Jock Simpson

Personal information
- Full name: John Robert Simpson
- Date of birth: 25 December 1885
- Place of birth: Pendleton, England
- Date of death: 4 January 1959 (aged 73)
- Place of death: Falkirk, Scotland
- Position: Outside right

Senior career*
- Years: Team / Apps / (Gls)
- –: Grange Rovers
- –: Laurieston Villa
- 1905–1911: Falkirk / 176 / (100)
- 1911–1919: Blackburn Rovers / 151 / (16)
- 1916–1919: → Falkirk (loan) / 91 / (15)
- –: Falkirk Amateurs
- –: Falkirk Orient
- Total:  / 418 / (131)

International career
- 1910: Scottish League XI / 1 / (0)
- 1911–1914: Football League XI
- 1911–1914: England / 8 / (1)
- 1916–1917: Scottish League (wartime) / 3 / (1)
- 1918: England (wartime) / 1 / (0)

= Jock Simpson =

Footballer (1886–1959)

John Robert Simpson (25 December 1885 – 4 January 1959) was a footballer who played as an outside right in the 1900s and 1910s.

==Club career==
Simpson's footballing career began with Laurieston Villa, and after a trial with Rangers, he signed for Falkirk in 1905. The club finished runners-up in the Scottish Football League twice during his six-year spell (1907–08 and 1909–10), and he scored over 100 league goals, sometimes playing at centre forward, including 32 from 33 appearances in 1907–08, the highest total in the country.

In January 1911, Simpson moved to Blackburn Rovers for a fee of £1800, a record fee received by a Scottish club. Whilst he was at Ewood Park, they won the Football League First Division title in 1911–12 and 1913–14. He made a total of 151 Football League appearances for Blackburn, scoring 16 goals.

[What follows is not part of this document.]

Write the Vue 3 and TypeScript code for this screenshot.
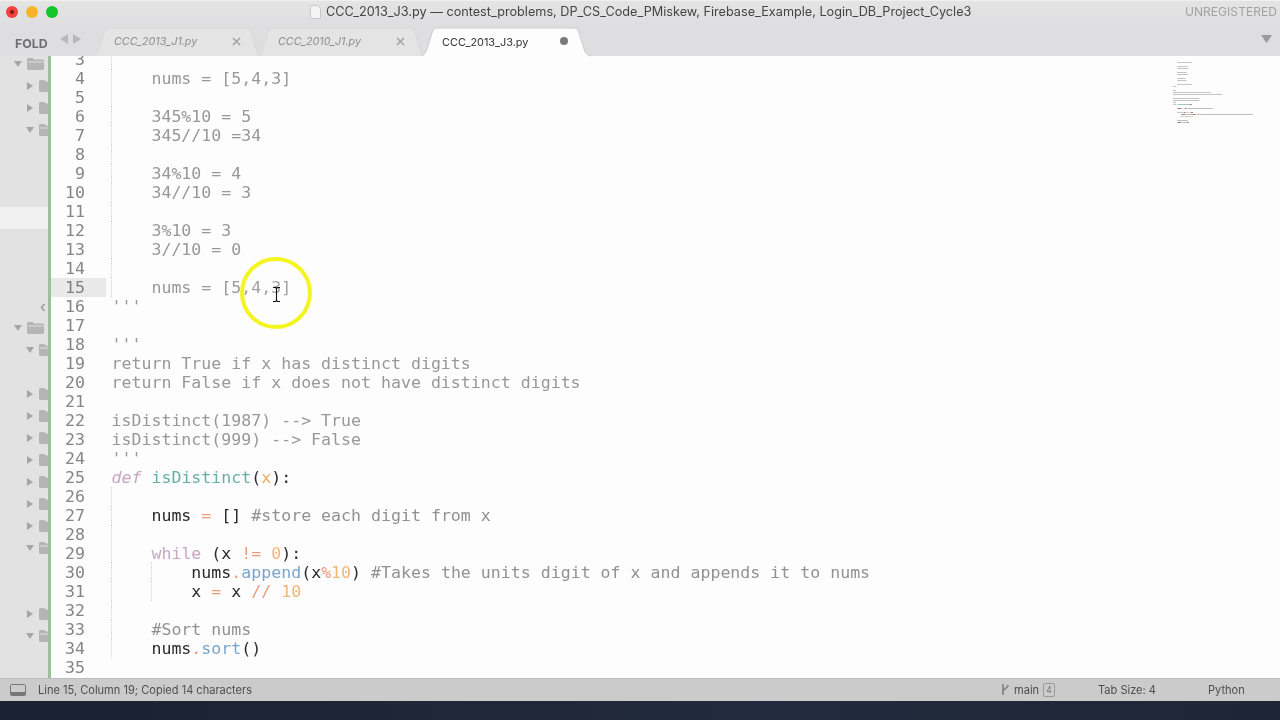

After a comeback to senior football with Falkirk during World War I (when all official English football was suspended but the Scottish League continued), this being fairly unsuccessful due to the enduring effects of kicks from opponents during his peak years, he finally saw out his final playing years with Falkirk Amateurs, then Falkirk Orient in the Falkirk Wednesday Shopkeepers League. At Falkirk he played a total of 269 Scottish League matches, including the wartime as a 'guest player', scoring 116 goals.

==International career==
Simpson represented the Scottish League in 1910 while he was a Falkirk player.

He made his full international debut for England on 11 February 1911 against Ireland, weeks after joining Blackburn (the Football Association had been aware of him at Falkirk but did not want to select a player based in Scotland, and only his birthplace came into consideration at that time, so he was ineligible for Scotland despite his upbringing and parentage). Simpson made a total of eight appearances for England, participating in victorious British Home Championship tournaments of 1910–11 and 1912–13, with his last cap coming on 16 March 1914 against Wales.

He also appeared for the Football League XI, played for the 'Anglo-Scots' in a wartime fundraising match in 1917, and featured for England against Scotland in a 1918 charity match.

==Personal life==
Simpson was born in Pendleton, Lancashire, to Scottish parents who returned to work in their home town of Falkirk within months of his birth. Several family members (including Harry Simpson) were also footballers at local teams, and he was related to the Australian international cricketer Bob Simpson.

After his football career, he settled in Falkirk, running a public house in the town; he died in 1959 and is interred in Falkirk Cemetery.